As for Charlie herself. She was utterly unprofessional: She expected the adolescent she was supposed to protect to do her job for her. He's her charge and she should expect nothing from him. She's utterly without the ability to empathize or put herself in another's shoes: When Trey gets upset and storms off during a conversation where it becomes clear that his father may have hired people to kill him she huffs and thinks to herself that she doesn't have time to deal with "a stroppy teenager". She's incompetent: When things started getting dangerous, instead of dragging a fifteen year old around with her while she tries to clear her name she should have driven to another state, dropped him off at a police station and then made her way to the British embassy. Trey would have been protected, fewer people would have died, and things would generally have been less of a mess.

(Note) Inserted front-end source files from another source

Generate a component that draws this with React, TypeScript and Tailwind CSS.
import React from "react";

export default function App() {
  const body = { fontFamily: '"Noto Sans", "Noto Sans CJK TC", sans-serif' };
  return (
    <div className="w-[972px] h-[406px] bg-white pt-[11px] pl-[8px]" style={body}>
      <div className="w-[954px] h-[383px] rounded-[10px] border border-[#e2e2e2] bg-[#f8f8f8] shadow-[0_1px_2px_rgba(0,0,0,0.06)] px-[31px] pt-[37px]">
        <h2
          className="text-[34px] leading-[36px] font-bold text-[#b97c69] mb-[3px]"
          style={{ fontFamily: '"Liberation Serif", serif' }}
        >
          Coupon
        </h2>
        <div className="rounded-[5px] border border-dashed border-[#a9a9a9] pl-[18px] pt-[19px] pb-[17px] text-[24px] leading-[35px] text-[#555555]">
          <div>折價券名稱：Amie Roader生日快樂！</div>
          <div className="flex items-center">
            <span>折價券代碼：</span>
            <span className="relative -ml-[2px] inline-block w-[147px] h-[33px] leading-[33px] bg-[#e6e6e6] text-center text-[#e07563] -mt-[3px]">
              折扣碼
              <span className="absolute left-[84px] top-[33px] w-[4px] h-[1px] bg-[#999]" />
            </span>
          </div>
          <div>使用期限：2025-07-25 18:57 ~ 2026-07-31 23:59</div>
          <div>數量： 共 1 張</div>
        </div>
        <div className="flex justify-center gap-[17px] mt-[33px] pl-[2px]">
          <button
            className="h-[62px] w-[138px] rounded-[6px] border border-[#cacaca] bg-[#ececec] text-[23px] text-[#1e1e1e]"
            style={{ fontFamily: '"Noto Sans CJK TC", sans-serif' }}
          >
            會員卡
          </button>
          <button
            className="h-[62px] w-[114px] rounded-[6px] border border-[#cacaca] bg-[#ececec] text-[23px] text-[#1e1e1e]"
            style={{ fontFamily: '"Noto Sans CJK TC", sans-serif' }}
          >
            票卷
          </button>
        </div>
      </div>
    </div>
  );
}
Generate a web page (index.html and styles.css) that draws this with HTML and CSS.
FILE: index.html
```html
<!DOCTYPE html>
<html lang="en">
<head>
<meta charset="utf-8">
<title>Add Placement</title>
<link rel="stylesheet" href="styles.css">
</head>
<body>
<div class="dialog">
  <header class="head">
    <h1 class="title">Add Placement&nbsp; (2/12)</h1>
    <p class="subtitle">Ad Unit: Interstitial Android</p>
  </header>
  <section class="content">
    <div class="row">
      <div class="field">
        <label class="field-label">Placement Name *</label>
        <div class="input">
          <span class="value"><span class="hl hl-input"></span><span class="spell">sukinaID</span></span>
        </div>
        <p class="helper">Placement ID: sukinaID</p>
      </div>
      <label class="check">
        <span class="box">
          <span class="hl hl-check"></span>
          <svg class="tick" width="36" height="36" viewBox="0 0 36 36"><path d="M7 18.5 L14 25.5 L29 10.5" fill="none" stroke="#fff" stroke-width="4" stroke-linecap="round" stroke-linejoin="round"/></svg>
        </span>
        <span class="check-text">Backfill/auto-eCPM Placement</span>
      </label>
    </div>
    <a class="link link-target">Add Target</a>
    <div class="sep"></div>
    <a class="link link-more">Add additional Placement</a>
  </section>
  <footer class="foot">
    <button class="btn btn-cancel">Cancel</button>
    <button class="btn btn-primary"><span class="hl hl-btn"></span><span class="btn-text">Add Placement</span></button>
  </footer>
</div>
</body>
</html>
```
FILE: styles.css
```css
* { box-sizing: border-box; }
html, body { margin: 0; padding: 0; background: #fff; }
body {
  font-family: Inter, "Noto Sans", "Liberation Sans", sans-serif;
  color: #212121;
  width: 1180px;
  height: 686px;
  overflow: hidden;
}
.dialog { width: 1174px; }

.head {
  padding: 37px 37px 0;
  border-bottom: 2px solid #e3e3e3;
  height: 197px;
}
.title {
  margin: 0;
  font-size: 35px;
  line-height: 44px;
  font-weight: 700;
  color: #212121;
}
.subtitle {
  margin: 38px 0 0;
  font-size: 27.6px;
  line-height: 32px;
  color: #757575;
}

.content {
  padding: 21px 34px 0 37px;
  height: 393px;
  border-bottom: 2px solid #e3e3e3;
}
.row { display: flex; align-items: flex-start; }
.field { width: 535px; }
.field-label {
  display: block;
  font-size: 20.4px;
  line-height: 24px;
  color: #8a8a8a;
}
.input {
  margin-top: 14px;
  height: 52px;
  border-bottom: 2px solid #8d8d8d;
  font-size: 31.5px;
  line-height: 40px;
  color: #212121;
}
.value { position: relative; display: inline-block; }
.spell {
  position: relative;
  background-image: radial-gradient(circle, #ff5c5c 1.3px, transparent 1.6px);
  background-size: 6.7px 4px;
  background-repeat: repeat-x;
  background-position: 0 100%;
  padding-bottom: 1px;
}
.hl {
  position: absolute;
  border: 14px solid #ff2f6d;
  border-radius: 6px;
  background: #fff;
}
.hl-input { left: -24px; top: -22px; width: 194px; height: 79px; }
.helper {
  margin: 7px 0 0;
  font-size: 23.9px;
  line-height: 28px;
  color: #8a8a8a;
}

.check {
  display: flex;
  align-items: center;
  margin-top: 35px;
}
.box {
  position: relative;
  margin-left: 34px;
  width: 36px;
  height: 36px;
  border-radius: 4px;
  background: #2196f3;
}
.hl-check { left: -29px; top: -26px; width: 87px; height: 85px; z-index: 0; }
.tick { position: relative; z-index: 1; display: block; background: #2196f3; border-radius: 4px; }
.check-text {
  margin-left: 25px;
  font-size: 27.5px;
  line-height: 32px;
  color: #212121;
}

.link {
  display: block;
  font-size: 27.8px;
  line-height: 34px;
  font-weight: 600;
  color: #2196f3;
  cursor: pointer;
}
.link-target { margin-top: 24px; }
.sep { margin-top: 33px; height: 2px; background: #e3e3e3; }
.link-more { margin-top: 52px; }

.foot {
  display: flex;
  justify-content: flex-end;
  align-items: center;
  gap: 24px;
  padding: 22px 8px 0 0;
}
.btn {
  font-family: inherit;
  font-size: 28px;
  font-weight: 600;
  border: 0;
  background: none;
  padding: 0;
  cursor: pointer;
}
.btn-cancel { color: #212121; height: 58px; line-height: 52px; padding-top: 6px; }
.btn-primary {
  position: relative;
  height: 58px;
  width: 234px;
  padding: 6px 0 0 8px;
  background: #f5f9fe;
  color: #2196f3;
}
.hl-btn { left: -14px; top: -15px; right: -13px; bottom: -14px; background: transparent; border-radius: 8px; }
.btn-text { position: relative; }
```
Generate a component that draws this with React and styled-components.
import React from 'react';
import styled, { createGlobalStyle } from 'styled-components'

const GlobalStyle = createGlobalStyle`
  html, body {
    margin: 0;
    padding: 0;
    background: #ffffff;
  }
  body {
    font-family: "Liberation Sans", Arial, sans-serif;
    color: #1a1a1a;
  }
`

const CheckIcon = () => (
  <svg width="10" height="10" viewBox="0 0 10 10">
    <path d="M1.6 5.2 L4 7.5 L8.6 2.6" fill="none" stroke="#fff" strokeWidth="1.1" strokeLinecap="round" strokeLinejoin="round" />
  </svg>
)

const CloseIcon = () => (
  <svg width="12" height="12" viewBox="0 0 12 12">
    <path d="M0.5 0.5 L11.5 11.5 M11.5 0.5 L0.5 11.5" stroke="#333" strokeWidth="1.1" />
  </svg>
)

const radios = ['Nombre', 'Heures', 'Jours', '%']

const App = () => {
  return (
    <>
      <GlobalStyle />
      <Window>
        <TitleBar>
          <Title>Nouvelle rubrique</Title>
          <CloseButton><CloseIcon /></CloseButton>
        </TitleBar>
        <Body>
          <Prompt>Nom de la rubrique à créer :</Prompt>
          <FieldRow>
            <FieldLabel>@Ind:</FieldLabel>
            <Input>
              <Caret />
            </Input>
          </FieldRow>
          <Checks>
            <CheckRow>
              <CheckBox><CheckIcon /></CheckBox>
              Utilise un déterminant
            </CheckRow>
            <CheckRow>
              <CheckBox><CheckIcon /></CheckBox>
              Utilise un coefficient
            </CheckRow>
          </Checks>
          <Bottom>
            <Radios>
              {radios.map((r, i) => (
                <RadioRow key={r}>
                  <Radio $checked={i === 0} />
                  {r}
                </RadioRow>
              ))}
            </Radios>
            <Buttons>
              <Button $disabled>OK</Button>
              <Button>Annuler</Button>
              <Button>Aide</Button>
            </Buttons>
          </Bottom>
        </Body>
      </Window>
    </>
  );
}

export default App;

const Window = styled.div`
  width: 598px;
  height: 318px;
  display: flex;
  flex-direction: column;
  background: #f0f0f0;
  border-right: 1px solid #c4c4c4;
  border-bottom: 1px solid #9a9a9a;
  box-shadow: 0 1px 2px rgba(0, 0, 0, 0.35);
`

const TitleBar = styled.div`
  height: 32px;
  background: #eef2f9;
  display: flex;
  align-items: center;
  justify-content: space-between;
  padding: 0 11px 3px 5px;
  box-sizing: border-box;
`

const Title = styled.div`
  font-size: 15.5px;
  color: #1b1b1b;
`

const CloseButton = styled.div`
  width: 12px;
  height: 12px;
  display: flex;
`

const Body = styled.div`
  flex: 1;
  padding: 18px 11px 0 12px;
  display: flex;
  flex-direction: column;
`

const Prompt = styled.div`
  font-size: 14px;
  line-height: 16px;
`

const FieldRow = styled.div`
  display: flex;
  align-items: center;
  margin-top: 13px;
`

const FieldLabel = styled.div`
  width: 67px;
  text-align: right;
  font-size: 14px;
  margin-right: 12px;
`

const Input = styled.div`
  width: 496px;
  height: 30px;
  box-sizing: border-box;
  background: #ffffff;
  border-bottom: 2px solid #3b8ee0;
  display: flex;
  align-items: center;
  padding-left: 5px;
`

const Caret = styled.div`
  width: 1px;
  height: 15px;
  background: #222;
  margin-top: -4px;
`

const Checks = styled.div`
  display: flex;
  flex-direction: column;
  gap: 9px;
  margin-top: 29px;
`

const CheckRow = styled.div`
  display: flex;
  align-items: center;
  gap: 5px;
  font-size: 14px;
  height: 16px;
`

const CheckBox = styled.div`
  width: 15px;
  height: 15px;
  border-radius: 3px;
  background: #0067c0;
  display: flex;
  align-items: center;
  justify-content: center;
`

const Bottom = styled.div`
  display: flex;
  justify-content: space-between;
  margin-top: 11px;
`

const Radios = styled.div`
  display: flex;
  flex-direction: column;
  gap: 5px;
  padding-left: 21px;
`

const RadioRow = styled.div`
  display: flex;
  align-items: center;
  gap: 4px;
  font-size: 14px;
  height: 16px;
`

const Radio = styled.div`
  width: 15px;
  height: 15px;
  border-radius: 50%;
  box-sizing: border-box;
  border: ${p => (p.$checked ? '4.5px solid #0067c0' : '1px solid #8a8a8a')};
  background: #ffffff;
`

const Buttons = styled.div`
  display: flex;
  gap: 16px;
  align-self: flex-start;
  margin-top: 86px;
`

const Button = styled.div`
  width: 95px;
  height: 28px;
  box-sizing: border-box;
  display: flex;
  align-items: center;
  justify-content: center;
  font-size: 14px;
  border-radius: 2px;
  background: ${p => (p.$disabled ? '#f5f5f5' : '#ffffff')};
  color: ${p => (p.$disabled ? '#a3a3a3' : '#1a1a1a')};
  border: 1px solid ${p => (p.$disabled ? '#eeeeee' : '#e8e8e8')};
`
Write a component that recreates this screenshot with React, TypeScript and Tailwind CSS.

She's completely self-absorbed: When Trey, who has understandable trust issues, questions her commitment to protecting him after she uses him as a human meat shield, she gets angry that he would question her ability to do her job.
Charlie Fox is basically a horrible human being. When she gets upset at Trey's inability to deal with all the mayhem she tells him that people died because of him and that she herself killed a man for his sake. That is not cool. She argues the semantics of sex with him and angrily blurts out her gang-rape in the hopes that further traumatizing him might make him think twice before participating in one himself (I have no idea why she thought he might to begin with.) Her feelings are the only ones she allows to be valid. She's always in the right. She's a bad ass fighter who gains fanboys and can pass for a teenager. She's basically a really weird self-insert character.

Anyway, the majority of the characters were horrible people, the main character being the worst. I also have to remark on the female characters. There are only three other females in the book among the multitude of guys. One is a matronly female who makes pancakes. She's of no consequence. The other is a teenager who acts as support to Charlie; buying her supplies, smoothing the mood, and doing a little fangirling. The other is a hard nosed cowardly bitch who acts (badly) as a red herring and is summarily shot. Charlie is not allowed competition.

Okay, I just need to get that off my chest. I don't know why I bothered finishing the book. It was teeth grinding-ly bad. It was so bad I don't think I could make a semi-humorous post about it though I might like to try.

I'm re-charging with other books. I read Michael Dibdin's The Last Sherlock Holmes Story, an alternative interpretation of the series. I don't quite like the way he portrayed Watson but for a Sherlock Holmes vs. Jack the Ripper book (something that's been done to death by now) it's quite good.